Beneath this line are entries. Copy the range from the line with "Convert this screenshot" to the line with "in the blanks.</div>", ends included, exactly; leave pictures out.

### TASK INPUT
* * *

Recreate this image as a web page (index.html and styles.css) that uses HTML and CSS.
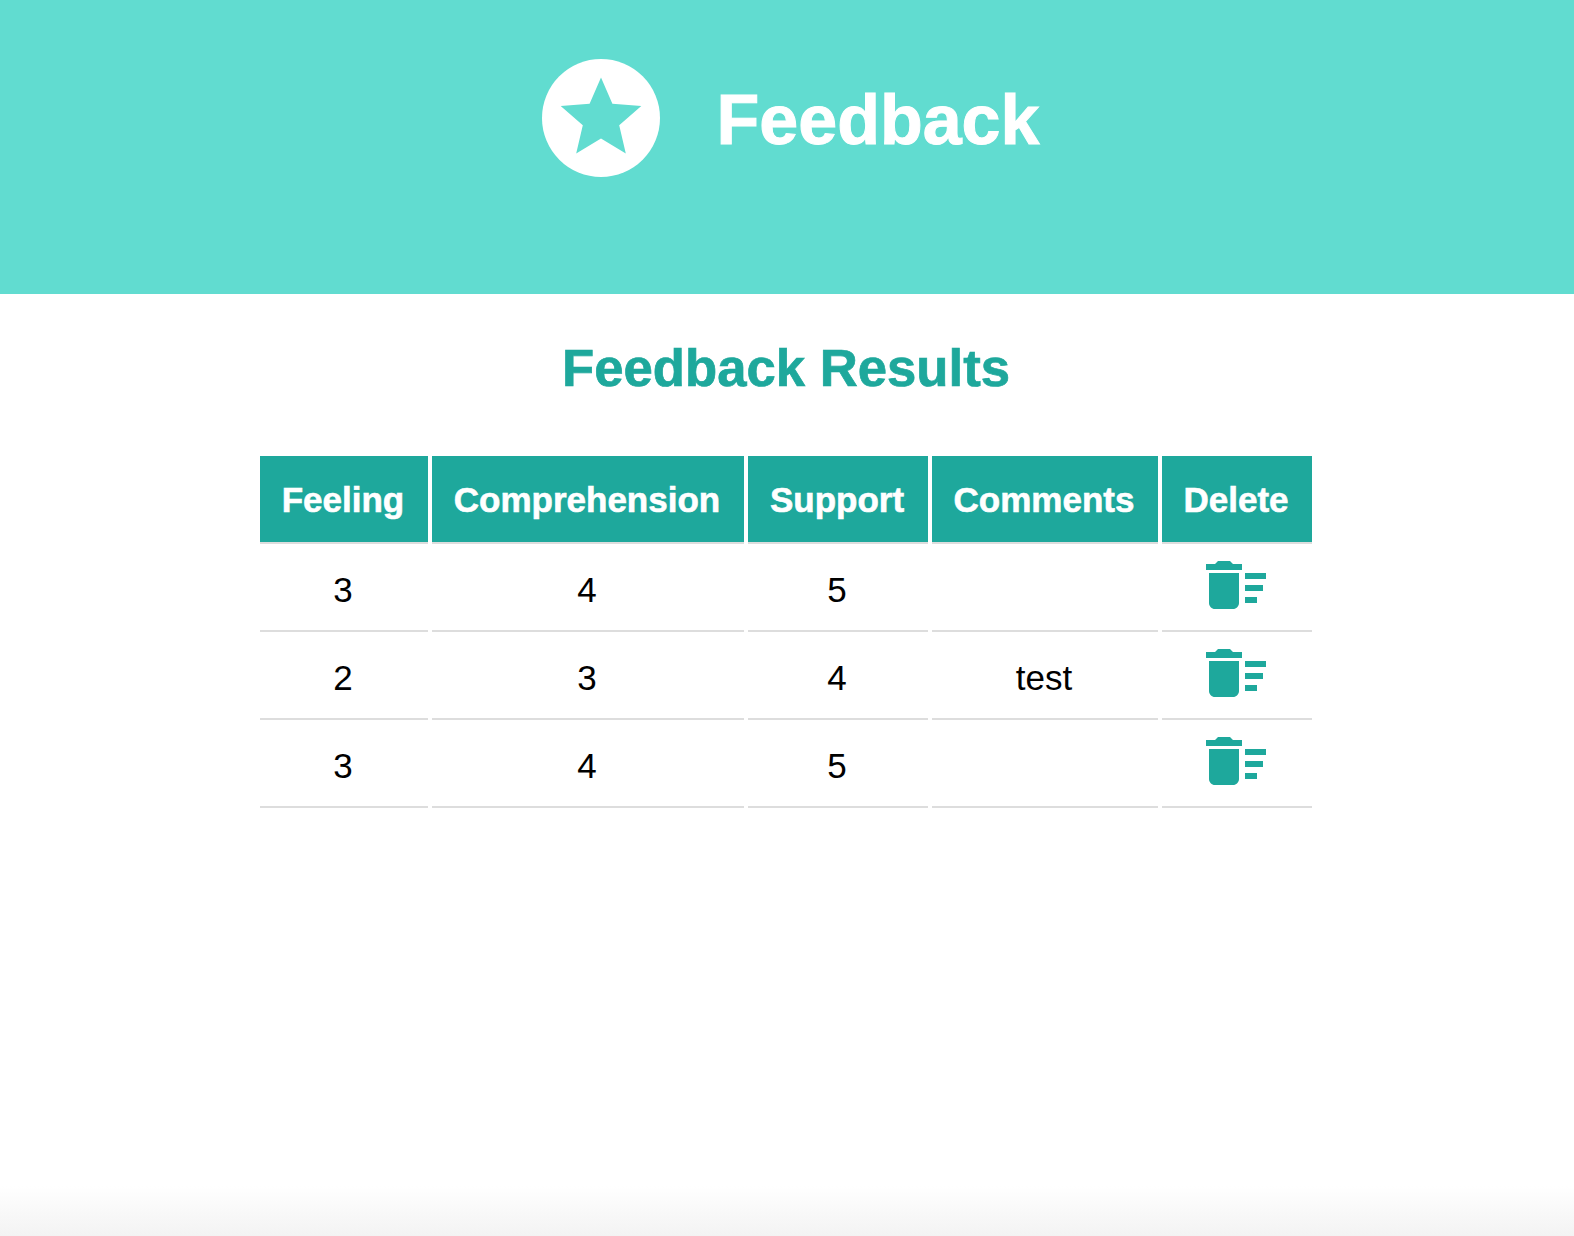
FILE: index.html
```html
<!DOCTYPE html>
<html lang="en">

<head>
    <meta charset="UTF-8">
    <meta name="viewport" content="width=device-width, initial-scale=1.0">
    <title>Feedback</title>
    <link rel="stylesheet" href="styles.css">
</head>

<body>

    <header class="app-header">
        <svg class="app-logo" viewBox="0 0 118 118" aria-hidden="true">
            <circle cx="59" cy="59" r="59" fill="#fff" />
            <polygon class="app-logo-star" points="59,18.5 70.4,44.7 99.3,47 77.2,66.3 83.8,94.5 59,79.5 34.2,94.5 40.8,66.3 18.7,47 47.6,44.7" />
        </svg>
        <h1 class="app-title">Feedback</h1>
    </header>

    <main class="results">
        <h2 class="results-title">Feedback Results</h2>
        <table class="results-table">
            <thead>
                <tr>
                    <th class="col-feeling">Feeling</th>
                    <th class="col-comprehension">Comprehension</th>
                    <th class="col-support">Support</th>
                    <th class="col-comments">Comments</th>
                    <th class="col-delete">Delete</th>
                </tr>
            </thead>
            <tbody>
                <tr>
                    <td>3</td>
                    <td>4</td>
                    <td>5</td>
                    <td></td>
                    <td class="delete-cell">
                        <svg class="delete-icon" viewBox="0 0 24 24" aria-hidden="true"><path d="M15 16h4v2h-4zm0-8h7v2h-7zm0 4h6v2h-6zM3 18c0 1.1.9 2 2 2h6c1.1 0 2-.9 2-2V8H3v10zM14 5h-3l-1-1H6L5 5H2v2h12z" /></svg>
                    </td>
                </tr>
                <tr>
                    <td>2</td>
                    <td>3</td>
                    <td>4</td>
                    <td>test</td>
                    <td class="delete-cell">
                        <svg class="delete-icon" viewBox="0 0 24 24" aria-hidden="true"><path d="M15 16h4v2h-4zm0-8h7v2h-7zm0 4h6v2h-6zM3 18c0 1.1.9 2 2 2h6c1.1 0 2-.9 2-2V8H3v10zM14 5h-3l-1-1H6L5 5H2v2h12z" /></svg>
                    </td>
                </tr>
                <tr>
                    <td>3</td>
                    <td>4</td>
                    <td>5</td>
                    <td></td>
                    <td class="delete-cell">
                        <svg class="delete-icon" viewBox="0 0 24 24" aria-hidden="true"><path d="M15 16h4v2h-4zm0-8h7v2h-7zm0 4h6v2h-6zM3 18c0 1.1.9 2 2 2h6c1.1 0 2-.9 2-2V8H3v10zM14 5h-3l-1-1H6L5 5H2v2h12z" /></svg>
                    </td>
                </tr>
            </tbody>
        </table>
    </main>

</body>

</html>
```

FILE: styles.css
```css
body {
    font-family: 'Liberation Sans', Arial, sans-serif;
    font-size: 35px;
    color: #000;
    margin: 0;
    min-height: 100vh;
    background: linear-gradient(to bottom, #fff calc(100% - 50px), #f3f3f3 100%);
}

.app-header {
    background-color: #61dcd0;
    height: 294px;
    box-sizing: border-box;
    padding: 59px 0 0 7px;
    display: flex;
    justify-content: center;
    align-items: flex-start;
    gap: 57px;
}

.app-logo {
    width: 118px;
    height: 118px;
}

.app-logo-star {
    fill: #61dcd0;
}

.app-title {
    margin: 2px 0 0;
    font-size: 70px;
    line-height: 118px;
    font-weight: bold;
    color: #fff;
    -webkit-text-stroke: 1px #fff;
}

.results {
    padding-right: 2px;
}

.results-title {
    margin: 43px 0 58px;
    text-align: center;
    font-size: 52.7px;
    font-weight: bold;
    color: #1ea89c;
    -webkit-text-stroke: 0.7px #1ea89c;
}

.results-table {
    margin: 0 auto;
    border-collapse: separate;
    border-spacing: 4px 0;
}

.results-table th {
    background-color: #1ea89c;
    color: #fff;
    font-weight: bold;
    -webkit-text-stroke: 0.6px #fff;
    box-sizing: border-box;
    height: 88px;
    padding: 2px 2px 0 0;
    border-bottom: 2px solid #ddd;
}

.col-feeling {
    width: 168px;
}

.col-comprehension {
    width: 312px;
}

.col-support {
    width: 180px;
}

.col-comments {
    width: 226px;
}

.col-delete {
    width: 150px;
}

.results-table td {
    box-sizing: border-box;
    height: 88px;
    padding: 6px 2px 0 0;
    text-align: center;
    border-bottom: 2px solid #ddd;
}

.results-table .delete-cell {
    padding-top: 0;
    line-height: 0;
}

.delete-icon {
    width: 72px;
    height: 72px;
    fill: #1ea89c;
    margin-bottom: 4px;
}
```
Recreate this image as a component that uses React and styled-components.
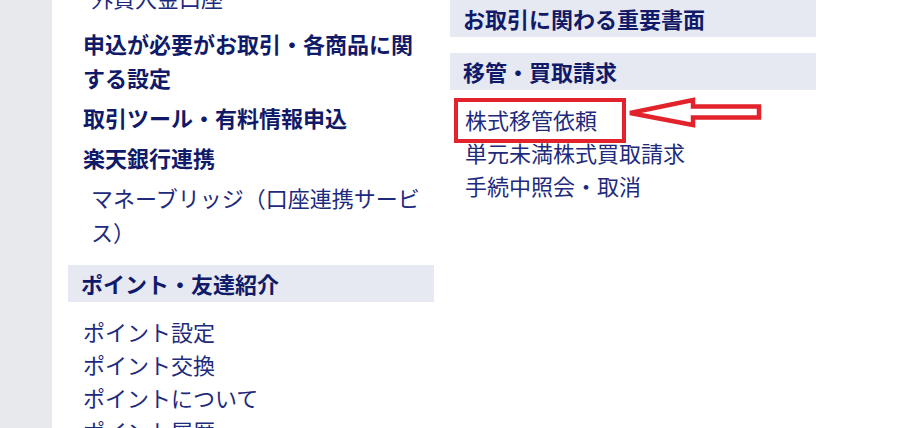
import React from "react";
import styled, { createGlobalStyle } from "styled-components";

const GlobalStyle = createGlobalStyle`
  html, body {
    margin: 0;
    padding: 0;
    background: #fff;
  }
  body {
    font-family: "Noto Sans CJK JP", "Noto Sans", sans-serif;
  }
  * {
    box-sizing: border-box;
  }
`;

const leftLinks = [
  { label: "外貨入金口座", sub: true, gap: 12 },
  { label: "申込が必要がお取引・各商品に関する設定" },
  { label: "取引ツール・有料情報申込" },
  { label: "楽天銀行連携" },
  { label: "マネーブリッジ（口座連携サービス）", sub: true, gap: 17 },
];

const pointLinks = ["ポイント設定", "ポイント交換", "ポイントについて", "ポイント履歴"];

const transferLinks = ["株式移管依頼", "単元未満株式買取請求", "手続中照会・取消"];

const ArrowMark = () => (
  <ArrowSvg width="150" height="50" viewBox="0 0 150 50">
    <polygon
      points="9,23 72,10 72,16.5 138,16.5 138,27.5 72,27.5 72,35"
      fill="#fff"
      stroke="#e3232b"
      strokeWidth="4.5"
      strokeLinejoin="miter"
    />
  </ArrowSvg>
);

const App = () => {
  return (
    <>
      <GlobalStyle />
      <Page>
        <Sidebar />
        <Main>
          <Column $offset={-20}>
            {leftLinks.map((item) => (
              <MenuLink key={item.label} $sub={item.sub} $gap={item.gap}>
                {item.label}
              </MenuLink>
            ))}
            <SectionHead>ポイント・友達紹介</SectionHead>
            <LinkList>
              {pointLinks.map((label) => (
                <LinkItem key={label}>{label}</LinkItem>
              ))}
            </LinkList>
          </Column>

          <Column>
            <SectionHead $gap={16}>お取引に関わる重要書面</SectionHead>
            <SectionHead>移管・買取請求</SectionHead>
            <LinkList>
              {transferLinks.map((label, i) => (
                <LinkItem key={label}>
                  {label}
                  {i === 0 && (
                    <>
                      <HighlightBox />
                      <ArrowMark />
                    </>
                  )}
                </LinkItem>
              ))}
            </LinkList>
          </Column>
        </Main>
      </Page>
    </>
  );
};

const Page = styled.div`
  display: flex;
  height: 428px;
  overflow: hidden;
  background: #fff;
`;

const Sidebar = styled.aside`
  width: 52px;
  flex-shrink: 0;
  background: #e8e9ed;
`;

const Main = styled.main`
  display: flex;
  align-items: flex-start;
  gap: 16px;
  padding-left: 16px;
`;

const Column = styled.section`
  width: 366px;
  margin-top: ${(p) => p.$offset || 0}px;
`;

const MenuLink = styled.div`
  padding-left: ${(p) => (p.$sub ? 23 : 15)}px;
  margin-bottom: ${(p) => p.$gap || 6}px;
  font-size: 22px;
  line-height: 34px;
  font-weight: ${(p) => (p.$sub ? 400 : 700)};
  color: ${(p) => (p.$sub ? "#1e2a7c" : "#101a68")};
`;

const SectionHead = styled.h3`
  margin: 0 0 ${(p) => p.$gap || 0}px;
  height: 37px;
  padding-left: 13px;
  background: #e6e8f2;
  font-size: 22px;
  line-height: 37px;
  font-weight: 700;
  color: #101a68;
`;

const LinkList = styled.ul`
  list-style: none;
  margin: 0;
  padding: 13px 0 0;
`;

const LinkItem = styled.li`
  position: relative;
  padding-left: 15px;
  font-size: 22px;
  line-height: 33px;
  color: #1e2a7c;
`;

const HighlightBox = styled.span`
  position: absolute;
  left: 4px;
  top: -5px;
  width: 172px;
  height: 45px;
  border: 4px solid #e3232b;
`;

const ArrowSvg = styled.svg`
  position: absolute;
  left: 171px;
  top: -13px;
`;

export default App;
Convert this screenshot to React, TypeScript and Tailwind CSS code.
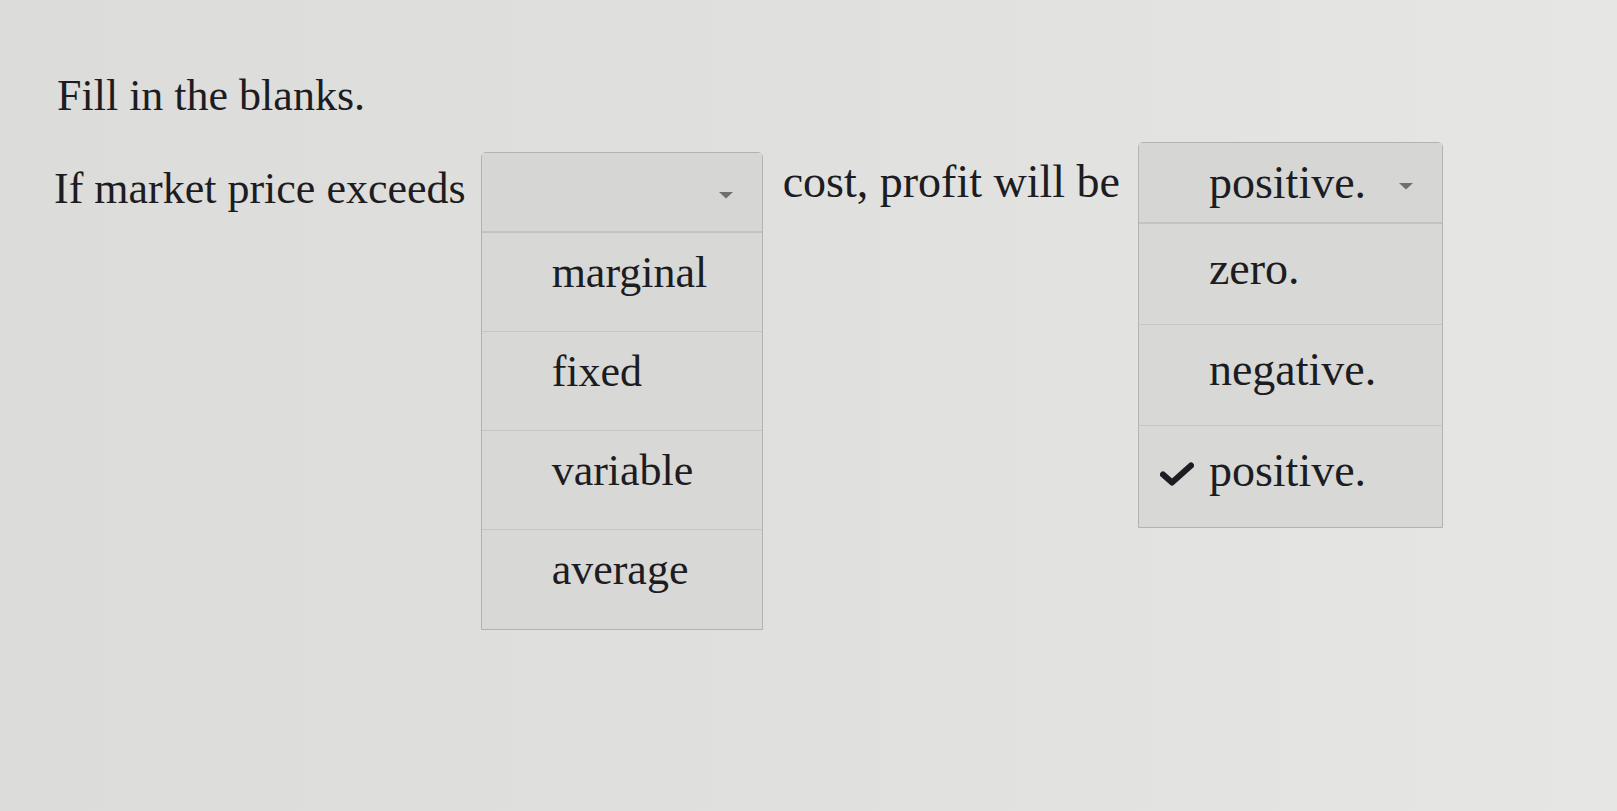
import React from "react";

const Arrow = () => (
  <svg width="16" height="8" viewBox="0 0 16 8" className="mt-[6px] shrink-0">
    <path d="M1 1 L15 1 L8 7.5 Z" fill="#6f6f70" />
  </svg>
);

const Check = () => (
  <svg width="34" height="24" viewBox="0 0 34 24">
    <path
      d="M3 12.5 L12 20.5 L31 3.5"
      fill="none"
      stroke="#1c1c22"
      strokeWidth="6"
      strokeLinecap="round"
      strokeLinejoin="round"
    />
  </svg>
);

type Option = { label: string; checked?: boolean };

const Dropdown = ({
  value,
  options,
  box,
  head,
  row,
}: {
  value?: string;
  options: Option[];
  box: string;
  head: string;
  row: string;
}) => (
  <div className={`${box} shrink-0 rounded-t-[5px] border border-[#b3b3b1] bg-[#d8d8d6]`}>
    <div className={`${head} flex items-center border-b-2 border-[#c3c3c1] bg-[#d6d6d4] pl-[70px] pr-[28px]`}>
      <span className="flex-1 leading-[50px]">{value ?? "\u00a0"}</span>
      <Arrow />
    </div>
    {options.map((o, i) => (
      <div
        key={o.label}
        className={`${row} flex items-start pl-[21px] ${
          i < options.length - 1 ? "border-b border-[#c6c6c4]" : ""
        }`}
      >
        <span className="flex h-[50px] w-[49px] items-center pt-[6px]">{o.checked && <Check />}</span>
        <span className="leading-[50px]">{o.label}</span>
      </div>
    ))}
  </div>
);

export default function App() {
  return (
    <div
      className="h-[811px] w-[1617px] overflow-hidden bg-gradient-to-r from-[#dcdcda] via-[#e0e0de] to-[#e6e6e4] text-[44px] text-[#1c1c22]"
      style={{ fontFamily: '"Liberation Serif", "Times New Roman", serif' }}
    >
      <div className="pl-[57px] pt-[71px] leading-[50px]">Fill in the blanks.</div>

      <div className="mt-[31px] flex items-start pl-[54px]">
        <span className="mt-[12px] whitespace-nowrap leading-[50px]">If market price exceeds</span>
        <div className="ml-[15px]">
          <Dropdown
            box="w-[282px]"
            head="h-[80px]"
            row="h-[99px] pt-[15px]"
            options={[
              { label: "marginal" },
              { label: "fixed" },
              { label: "variable" },
              { label: "average" },
            ]}
          />
        </div>
        <span className="ml-[20px] mt-[5px] whitespace-nowrap text-[46px] leading-[50px]">cost, profit will be</span>
        <div className="-mt-[10px] ml-[18px] text-[46px]">
          <Dropdown
            box="w-[305px]"
            head="h-[81px]"
            row="h-[101px] pt-[20px]"
            value="positive."
            options={[
              { label: "zero." },
              { label: "negative." },
              { label: "positive.", checked: true },
            ]}
          />
        </div>
      </div>
    </div>
  );
}
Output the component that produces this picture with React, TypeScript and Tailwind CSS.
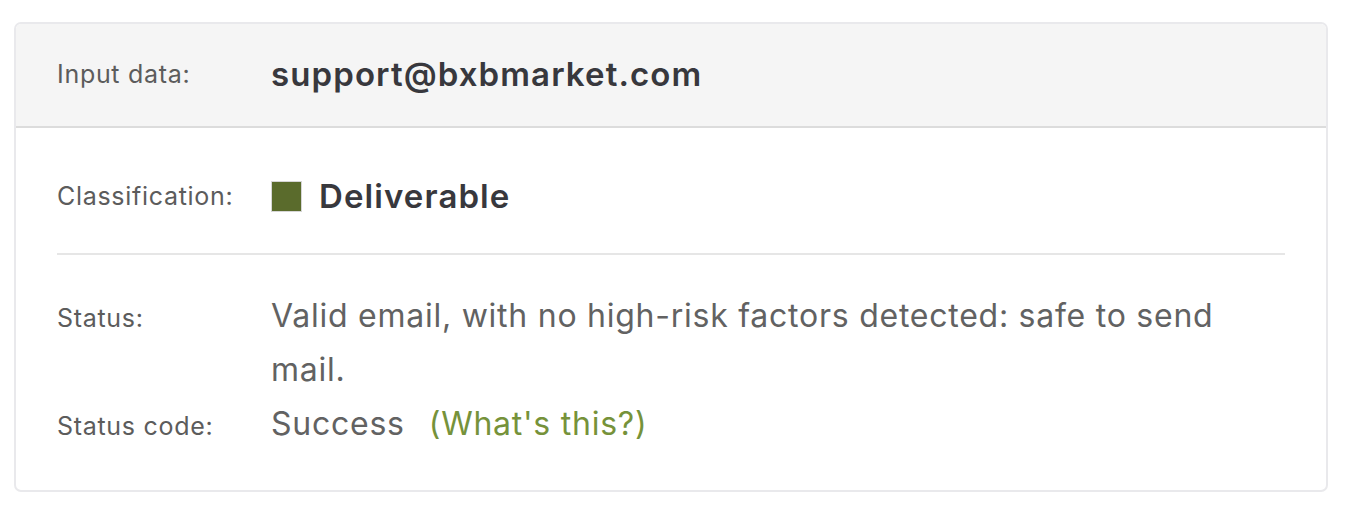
const font = { fontFamily: "Inter, 'Open Sans', sans-serif" };

function Row({ label, children }: { label: string; children: React.ReactNode }) {
  return (
    <div className="flex items-baseline">
      <div className="w-[214px] shrink-0 text-[25px] tracking-[0.7px] text-[#5c5c5c]">{label}</div>
      <div className="flex-1">{children}</div>
    </div>
  );
}

export default function App() {
  return (
    <div className="min-h-screen bg-white pt-[22px] pl-[14px] pr-[20px]" style={font}>
      <div className="rounded-[7px] border-2 border-[#e9e9ec] overflow-hidden">
        <div className="flex items-center h-[104px] bg-[#f5f5f5] border-b-2 border-[#dcdcdc] px-[41px]">
          <div className="w-[214px] shrink-0 text-[25px] tracking-[0.7px] text-[#5c5c5c]">Input data:</div>
          <div className="text-[33px] font-semibold tracking-[1.1px] text-[#38383d]">support@bxbmarket.com</div>
        </div>

        <div className="px-[41px]">
          <div className="flex items-center h-[127px] pt-[12px] border-b-2 border-[#e6e6e6]">
            <div className="w-[214px] shrink-0 text-[25px] tracking-[0.7px] text-[#5c5c5c]">Classification:</div>
            <div className="flex items-center gap-[17px]">
              <span className="w-[31px] h-[31px] bg-[#5a6b2c] border border-[#d6d6d6]" />
              <span className="text-[33px] font-semibold tracking-[1.1px] text-[#38383d]">Deliverable</span>
            </div>
          </div>

          <div className="pt-[34px] pb-[39px]">
            <Row label="Status:">
              <p className="max-w-[990px] text-[32px] tracking-[0.75px] leading-[54px] text-[#626262]">
                Valid email, with no high-risk factors detected: safe to send mail.
              </p>
            </Row>
            <Row label="Status code:">
              <p className="text-[32px] tracking-[0.75px] leading-[54px] text-[#626262]">
                Success
                <a href="#" className="ml-[24px] text-[#76923a]">(What's this?)</a>
              </p>
            </Row>
          </div>
        </div>
      </div>
    </div>
  );
}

* * *

### CORRECT OUTPUT
Convert this screenshot to React, TypeScript and Tailwind CSS code.
import React from "react";

const Arrow = () => (
  <svg width="16" height="8" viewBox="0 0 16 8" className="mt-[6px] shrink-0">
    <path d="M1 1 L15 1 L8 7.5 Z" fill="#6f6f70" />
  </svg>
);

const Check = () => (
  <svg width="34" height="24" viewBox="0 0 34 24">
    <path
      d="M3 12.5 L12 20.5 L31 3.5"
      fill="none"
      stroke="#1c1c22"
      strokeWidth="6"
      strokeLinecap="round"
      strokeLinejoin="round"
    />
  </svg>
);

type Option = { label: string; checked?: boolean };

const Dropdown = ({
  value,
  options,
  box,
  head,
  row,
}: {
  value?: string;
  options: Option[];
  box: string;
  head: string;
  row: string;
}) => (
  <div className={`${box} shrink-0 rounded-t-[5px] border border-[#b3b3b1] bg-[#d8d8d6]`}>
    <div className={`${head} flex items-center border-b-2 border-[#c3c3c1] bg-[#d6d6d4] pl-[70px] pr-[28px]`}>
      <span className="flex-1 leading-[50px]">{value ?? "\u00a0"}</span>
      <Arrow />
    </div>
    {options.map((o, i) => (
      <div
        key={o.label}
        className={`${row} flex items-start pl-[21px] ${
          i < options.length - 1 ? "border-b border-[#c6c6c4]" : ""
        }`}
      >
        <span className="flex h-[50px] w-[49px] items-center pt-[6px]">{o.checked && <Check />}</span>
        <span className="leading-[50px]">{o.label}</span>
      </div>
    ))}
  </div>
);

export default function App() {
  return (
    <div
      className="h-[811px] w-[1617px] overflow-hidden bg-gradient-to-r from-[#dcdcda] via-[#e0e0de] to-[#e6e6e4] text-[44px] text-[#1c1c22]"
      style={{ fontFamily: '"Liberation Serif", "Times New Roman", serif' }}
    >
      <div className="pl-[57px] pt-[71px] leading-[50px]">Fill in the blanks.</div>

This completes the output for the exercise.